### REQUEST
Only the number is wanted: how many lines of these entries contain the word "What"?

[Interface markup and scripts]
**********

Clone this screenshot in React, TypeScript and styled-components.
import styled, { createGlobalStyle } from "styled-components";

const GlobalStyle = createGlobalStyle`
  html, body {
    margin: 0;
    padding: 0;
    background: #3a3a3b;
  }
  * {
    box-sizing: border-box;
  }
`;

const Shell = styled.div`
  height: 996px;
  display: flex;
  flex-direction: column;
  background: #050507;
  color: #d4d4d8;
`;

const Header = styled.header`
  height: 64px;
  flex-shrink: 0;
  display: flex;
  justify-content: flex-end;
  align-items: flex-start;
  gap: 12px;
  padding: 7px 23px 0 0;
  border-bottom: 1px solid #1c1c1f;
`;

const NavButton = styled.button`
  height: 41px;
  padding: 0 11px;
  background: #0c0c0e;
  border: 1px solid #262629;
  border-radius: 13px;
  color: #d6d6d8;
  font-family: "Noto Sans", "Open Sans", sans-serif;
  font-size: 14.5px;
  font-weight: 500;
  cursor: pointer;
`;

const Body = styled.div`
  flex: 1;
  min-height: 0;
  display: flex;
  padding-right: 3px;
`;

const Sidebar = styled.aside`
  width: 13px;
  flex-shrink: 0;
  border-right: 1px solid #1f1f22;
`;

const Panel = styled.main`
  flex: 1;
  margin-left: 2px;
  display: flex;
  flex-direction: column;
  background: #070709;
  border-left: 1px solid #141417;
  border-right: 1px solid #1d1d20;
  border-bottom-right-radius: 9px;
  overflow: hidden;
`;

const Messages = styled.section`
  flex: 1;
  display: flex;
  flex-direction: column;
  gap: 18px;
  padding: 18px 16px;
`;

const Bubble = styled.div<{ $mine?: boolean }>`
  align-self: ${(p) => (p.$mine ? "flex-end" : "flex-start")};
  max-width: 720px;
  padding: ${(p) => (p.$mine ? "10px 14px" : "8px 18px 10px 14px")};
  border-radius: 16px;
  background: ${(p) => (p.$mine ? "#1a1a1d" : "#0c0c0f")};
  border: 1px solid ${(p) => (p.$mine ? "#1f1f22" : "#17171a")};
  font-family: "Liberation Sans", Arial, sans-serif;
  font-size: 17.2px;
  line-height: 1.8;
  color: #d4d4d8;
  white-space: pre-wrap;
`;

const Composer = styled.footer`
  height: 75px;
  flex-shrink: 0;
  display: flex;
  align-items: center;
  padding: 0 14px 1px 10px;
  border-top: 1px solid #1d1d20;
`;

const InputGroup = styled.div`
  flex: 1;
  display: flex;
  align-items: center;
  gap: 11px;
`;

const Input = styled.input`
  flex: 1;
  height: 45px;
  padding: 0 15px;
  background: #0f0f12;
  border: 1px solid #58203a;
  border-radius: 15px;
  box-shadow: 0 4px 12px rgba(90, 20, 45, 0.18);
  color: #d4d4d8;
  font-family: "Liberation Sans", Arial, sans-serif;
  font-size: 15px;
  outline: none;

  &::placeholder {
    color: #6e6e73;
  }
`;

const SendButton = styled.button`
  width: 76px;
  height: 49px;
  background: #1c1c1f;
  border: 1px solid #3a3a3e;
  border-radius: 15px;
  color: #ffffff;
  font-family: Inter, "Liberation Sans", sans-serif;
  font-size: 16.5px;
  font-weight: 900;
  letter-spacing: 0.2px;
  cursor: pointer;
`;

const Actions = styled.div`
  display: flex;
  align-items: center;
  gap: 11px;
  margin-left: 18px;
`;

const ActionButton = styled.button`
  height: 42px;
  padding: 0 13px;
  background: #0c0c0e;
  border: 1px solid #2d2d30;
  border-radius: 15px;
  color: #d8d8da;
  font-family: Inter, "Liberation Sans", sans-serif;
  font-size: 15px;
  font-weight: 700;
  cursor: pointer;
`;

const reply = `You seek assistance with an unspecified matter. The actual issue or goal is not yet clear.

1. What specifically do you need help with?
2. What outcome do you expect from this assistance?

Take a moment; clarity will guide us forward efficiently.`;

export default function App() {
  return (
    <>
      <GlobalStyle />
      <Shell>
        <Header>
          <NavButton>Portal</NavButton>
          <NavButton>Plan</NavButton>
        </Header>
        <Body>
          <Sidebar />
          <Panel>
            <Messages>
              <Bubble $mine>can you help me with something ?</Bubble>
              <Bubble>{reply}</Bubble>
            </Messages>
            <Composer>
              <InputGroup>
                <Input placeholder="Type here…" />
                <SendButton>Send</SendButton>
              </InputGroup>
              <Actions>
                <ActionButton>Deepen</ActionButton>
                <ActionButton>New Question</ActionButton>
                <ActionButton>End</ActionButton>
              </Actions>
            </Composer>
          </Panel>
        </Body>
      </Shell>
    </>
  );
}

**********

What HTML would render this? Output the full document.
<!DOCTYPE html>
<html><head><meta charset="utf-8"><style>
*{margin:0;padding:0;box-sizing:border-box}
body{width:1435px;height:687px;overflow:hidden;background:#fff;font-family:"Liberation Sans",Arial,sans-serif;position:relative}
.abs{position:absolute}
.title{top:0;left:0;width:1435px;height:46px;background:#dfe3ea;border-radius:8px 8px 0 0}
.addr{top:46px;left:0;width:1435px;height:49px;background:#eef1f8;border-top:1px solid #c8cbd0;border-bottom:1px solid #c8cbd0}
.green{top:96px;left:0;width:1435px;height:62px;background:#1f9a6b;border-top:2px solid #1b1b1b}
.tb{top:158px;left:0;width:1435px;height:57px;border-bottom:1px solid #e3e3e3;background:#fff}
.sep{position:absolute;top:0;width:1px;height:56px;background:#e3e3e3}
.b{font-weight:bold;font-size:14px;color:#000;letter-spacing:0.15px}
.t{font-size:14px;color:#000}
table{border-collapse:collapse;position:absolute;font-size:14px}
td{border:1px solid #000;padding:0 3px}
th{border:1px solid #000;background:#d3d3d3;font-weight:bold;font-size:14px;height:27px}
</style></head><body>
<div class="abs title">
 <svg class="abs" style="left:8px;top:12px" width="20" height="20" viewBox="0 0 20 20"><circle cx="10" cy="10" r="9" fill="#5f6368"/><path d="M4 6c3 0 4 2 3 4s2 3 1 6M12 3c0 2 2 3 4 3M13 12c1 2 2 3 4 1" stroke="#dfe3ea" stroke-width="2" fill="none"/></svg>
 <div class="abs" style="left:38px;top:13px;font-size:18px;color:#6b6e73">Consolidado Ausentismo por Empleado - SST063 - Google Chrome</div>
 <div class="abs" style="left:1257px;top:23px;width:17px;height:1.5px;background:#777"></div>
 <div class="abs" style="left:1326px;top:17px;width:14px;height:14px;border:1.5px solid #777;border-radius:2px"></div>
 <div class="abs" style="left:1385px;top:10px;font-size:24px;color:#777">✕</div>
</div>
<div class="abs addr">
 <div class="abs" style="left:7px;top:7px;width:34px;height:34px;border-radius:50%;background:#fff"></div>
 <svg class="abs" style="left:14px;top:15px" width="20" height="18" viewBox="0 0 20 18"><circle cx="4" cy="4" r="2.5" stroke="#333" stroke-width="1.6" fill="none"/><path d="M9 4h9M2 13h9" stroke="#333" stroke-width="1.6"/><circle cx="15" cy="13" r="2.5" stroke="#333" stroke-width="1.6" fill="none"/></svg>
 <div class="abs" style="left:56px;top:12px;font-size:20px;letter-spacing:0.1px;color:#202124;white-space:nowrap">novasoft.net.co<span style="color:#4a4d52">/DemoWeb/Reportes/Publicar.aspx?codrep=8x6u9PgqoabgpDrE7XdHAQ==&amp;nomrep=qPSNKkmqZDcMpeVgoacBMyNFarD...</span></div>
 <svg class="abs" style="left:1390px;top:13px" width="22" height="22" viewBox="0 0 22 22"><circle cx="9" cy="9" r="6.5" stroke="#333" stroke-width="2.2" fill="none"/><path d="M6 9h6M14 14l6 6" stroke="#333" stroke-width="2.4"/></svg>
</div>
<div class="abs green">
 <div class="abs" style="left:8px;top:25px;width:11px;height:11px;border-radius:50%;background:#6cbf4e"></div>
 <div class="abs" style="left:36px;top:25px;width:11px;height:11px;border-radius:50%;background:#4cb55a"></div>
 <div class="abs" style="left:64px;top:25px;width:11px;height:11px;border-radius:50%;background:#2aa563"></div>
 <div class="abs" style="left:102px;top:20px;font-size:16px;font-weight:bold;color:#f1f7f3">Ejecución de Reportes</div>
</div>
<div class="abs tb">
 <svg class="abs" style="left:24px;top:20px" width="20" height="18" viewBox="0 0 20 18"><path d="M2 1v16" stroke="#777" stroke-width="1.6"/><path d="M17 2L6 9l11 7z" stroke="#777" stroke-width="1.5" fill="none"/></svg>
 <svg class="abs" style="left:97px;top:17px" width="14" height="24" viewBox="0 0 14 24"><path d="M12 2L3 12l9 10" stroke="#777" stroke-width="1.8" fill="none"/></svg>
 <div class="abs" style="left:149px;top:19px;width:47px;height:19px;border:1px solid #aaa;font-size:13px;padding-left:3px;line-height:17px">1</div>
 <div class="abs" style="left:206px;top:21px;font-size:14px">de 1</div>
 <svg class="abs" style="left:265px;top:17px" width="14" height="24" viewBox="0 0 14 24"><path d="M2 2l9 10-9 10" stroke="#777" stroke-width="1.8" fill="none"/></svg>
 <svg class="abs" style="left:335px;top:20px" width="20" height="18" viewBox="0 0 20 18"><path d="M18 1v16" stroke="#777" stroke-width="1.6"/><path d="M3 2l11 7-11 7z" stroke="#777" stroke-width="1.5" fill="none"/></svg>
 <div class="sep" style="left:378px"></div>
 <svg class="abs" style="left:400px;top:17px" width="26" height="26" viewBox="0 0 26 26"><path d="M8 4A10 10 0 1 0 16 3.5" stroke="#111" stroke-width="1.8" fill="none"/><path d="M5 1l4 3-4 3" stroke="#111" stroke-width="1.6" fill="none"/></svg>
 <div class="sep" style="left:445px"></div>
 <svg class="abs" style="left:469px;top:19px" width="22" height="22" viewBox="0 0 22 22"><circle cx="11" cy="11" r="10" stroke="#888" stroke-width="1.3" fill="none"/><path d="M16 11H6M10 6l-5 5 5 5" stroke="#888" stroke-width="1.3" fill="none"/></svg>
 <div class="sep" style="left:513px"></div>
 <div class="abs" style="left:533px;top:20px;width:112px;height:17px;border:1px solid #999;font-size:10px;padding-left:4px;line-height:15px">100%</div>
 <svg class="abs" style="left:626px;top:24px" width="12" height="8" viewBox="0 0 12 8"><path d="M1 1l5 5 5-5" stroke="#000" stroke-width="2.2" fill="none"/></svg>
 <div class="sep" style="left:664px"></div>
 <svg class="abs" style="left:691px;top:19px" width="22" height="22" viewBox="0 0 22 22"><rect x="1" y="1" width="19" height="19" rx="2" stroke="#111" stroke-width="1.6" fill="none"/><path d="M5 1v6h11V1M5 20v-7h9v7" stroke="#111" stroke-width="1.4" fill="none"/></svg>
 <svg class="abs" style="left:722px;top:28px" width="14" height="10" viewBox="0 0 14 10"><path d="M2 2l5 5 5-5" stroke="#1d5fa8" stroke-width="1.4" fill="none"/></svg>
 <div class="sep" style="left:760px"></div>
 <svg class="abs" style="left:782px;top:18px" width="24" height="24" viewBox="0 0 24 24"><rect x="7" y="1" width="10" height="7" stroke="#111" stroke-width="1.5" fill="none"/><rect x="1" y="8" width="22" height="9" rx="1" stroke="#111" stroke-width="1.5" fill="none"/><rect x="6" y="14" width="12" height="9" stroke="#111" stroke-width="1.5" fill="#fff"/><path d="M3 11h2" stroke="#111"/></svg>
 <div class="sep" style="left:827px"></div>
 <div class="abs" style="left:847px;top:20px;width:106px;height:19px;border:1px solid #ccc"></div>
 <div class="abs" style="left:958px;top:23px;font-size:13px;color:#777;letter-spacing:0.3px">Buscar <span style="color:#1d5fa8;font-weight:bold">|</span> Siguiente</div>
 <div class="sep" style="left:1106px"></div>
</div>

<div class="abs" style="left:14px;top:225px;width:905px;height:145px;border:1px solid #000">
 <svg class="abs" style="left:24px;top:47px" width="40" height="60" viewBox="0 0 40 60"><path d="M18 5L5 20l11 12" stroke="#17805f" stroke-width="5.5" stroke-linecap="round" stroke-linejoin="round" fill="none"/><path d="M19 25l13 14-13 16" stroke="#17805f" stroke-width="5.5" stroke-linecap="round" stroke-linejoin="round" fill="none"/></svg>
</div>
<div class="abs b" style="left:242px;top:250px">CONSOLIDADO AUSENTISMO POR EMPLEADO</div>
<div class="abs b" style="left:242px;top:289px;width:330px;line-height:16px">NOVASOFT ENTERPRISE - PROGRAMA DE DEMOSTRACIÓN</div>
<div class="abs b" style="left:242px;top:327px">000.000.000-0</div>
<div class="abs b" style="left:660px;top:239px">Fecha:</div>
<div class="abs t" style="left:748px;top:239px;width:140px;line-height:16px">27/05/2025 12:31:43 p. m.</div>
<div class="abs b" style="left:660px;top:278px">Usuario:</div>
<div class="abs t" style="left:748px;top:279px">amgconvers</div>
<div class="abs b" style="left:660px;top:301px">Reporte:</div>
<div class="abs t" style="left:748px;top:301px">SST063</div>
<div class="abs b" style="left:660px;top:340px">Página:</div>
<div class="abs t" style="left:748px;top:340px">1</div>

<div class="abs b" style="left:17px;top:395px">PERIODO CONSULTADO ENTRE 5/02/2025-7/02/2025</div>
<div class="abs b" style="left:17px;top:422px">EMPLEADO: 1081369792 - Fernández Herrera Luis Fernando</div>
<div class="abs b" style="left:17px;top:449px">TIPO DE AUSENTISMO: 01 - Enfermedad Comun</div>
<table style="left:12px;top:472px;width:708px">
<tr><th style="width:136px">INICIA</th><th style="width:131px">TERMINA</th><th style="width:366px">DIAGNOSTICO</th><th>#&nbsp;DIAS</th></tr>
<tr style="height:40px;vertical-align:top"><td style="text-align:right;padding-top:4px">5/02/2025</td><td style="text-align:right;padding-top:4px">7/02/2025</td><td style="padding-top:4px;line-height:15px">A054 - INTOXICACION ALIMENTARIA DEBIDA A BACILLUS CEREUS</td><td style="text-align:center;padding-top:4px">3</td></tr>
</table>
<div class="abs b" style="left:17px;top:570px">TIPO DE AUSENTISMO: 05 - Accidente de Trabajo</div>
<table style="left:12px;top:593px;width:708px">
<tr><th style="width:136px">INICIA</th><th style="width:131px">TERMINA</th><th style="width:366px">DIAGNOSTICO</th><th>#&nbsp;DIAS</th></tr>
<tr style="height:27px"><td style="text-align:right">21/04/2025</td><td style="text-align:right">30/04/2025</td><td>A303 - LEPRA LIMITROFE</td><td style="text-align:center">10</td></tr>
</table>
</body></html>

**********

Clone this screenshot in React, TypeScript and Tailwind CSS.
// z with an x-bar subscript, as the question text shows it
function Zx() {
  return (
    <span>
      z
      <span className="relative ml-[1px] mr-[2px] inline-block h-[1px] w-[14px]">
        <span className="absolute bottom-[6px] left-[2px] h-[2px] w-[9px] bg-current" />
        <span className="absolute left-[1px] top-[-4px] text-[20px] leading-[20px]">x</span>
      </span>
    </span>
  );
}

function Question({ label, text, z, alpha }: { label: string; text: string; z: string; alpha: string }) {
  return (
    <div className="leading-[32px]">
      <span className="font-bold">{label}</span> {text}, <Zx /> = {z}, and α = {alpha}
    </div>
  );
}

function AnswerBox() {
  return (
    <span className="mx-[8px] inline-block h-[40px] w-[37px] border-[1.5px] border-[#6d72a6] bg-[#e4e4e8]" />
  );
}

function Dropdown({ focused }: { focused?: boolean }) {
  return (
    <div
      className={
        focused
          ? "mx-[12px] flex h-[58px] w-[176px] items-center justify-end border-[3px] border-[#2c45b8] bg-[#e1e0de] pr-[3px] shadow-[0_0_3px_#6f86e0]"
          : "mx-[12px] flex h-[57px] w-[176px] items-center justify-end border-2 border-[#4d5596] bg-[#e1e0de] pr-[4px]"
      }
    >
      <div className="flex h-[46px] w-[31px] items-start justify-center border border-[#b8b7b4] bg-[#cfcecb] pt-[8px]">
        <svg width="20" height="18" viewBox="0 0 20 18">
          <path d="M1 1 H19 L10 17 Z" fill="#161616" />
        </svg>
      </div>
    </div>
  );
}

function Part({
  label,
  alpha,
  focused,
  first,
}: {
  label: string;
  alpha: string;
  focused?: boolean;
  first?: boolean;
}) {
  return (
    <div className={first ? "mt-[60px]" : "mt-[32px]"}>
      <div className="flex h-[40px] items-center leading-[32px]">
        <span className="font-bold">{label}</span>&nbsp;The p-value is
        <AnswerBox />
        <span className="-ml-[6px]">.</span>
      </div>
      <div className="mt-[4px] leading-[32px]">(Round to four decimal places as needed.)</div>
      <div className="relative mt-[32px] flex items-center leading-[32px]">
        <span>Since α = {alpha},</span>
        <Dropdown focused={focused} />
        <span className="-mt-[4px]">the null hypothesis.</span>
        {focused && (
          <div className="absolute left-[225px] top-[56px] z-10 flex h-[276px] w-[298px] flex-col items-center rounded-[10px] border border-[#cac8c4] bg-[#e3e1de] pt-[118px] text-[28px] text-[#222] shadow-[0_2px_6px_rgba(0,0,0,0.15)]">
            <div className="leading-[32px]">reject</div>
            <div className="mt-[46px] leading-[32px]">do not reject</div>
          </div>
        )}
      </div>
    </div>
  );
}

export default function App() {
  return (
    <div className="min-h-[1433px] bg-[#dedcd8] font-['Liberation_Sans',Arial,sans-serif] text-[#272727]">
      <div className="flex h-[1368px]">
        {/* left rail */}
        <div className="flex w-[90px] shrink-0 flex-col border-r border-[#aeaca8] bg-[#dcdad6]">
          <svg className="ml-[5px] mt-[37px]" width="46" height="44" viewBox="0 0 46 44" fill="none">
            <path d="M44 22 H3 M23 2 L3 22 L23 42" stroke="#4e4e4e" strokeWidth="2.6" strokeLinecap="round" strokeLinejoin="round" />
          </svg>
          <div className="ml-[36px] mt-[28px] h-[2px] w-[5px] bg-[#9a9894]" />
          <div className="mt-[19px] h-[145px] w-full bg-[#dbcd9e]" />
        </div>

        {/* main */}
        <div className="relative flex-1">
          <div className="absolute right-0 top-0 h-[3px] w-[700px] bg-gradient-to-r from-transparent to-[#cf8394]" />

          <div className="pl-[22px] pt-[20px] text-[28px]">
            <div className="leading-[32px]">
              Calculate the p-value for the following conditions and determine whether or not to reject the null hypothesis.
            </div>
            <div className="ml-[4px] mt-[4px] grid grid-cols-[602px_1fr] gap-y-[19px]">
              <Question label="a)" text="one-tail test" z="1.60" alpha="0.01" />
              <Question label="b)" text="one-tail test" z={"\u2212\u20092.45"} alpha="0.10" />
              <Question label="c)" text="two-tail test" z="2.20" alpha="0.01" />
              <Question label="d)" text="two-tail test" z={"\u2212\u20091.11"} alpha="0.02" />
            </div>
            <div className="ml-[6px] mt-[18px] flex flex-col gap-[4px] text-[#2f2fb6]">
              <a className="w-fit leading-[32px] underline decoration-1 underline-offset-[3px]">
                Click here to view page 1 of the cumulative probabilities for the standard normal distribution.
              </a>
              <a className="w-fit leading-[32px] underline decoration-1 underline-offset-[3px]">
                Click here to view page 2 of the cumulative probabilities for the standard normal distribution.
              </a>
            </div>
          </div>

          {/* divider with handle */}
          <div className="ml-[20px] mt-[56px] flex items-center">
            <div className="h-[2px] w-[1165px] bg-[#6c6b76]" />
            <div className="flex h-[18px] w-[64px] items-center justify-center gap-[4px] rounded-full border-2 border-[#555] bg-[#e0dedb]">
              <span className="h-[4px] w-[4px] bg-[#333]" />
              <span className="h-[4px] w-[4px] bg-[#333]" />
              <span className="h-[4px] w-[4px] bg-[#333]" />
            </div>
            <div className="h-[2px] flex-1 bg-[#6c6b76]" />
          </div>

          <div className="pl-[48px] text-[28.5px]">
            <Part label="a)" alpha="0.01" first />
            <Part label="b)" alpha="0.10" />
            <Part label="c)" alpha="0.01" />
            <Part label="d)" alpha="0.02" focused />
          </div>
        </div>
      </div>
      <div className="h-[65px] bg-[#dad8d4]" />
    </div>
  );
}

**********

### THE SOLUTION
3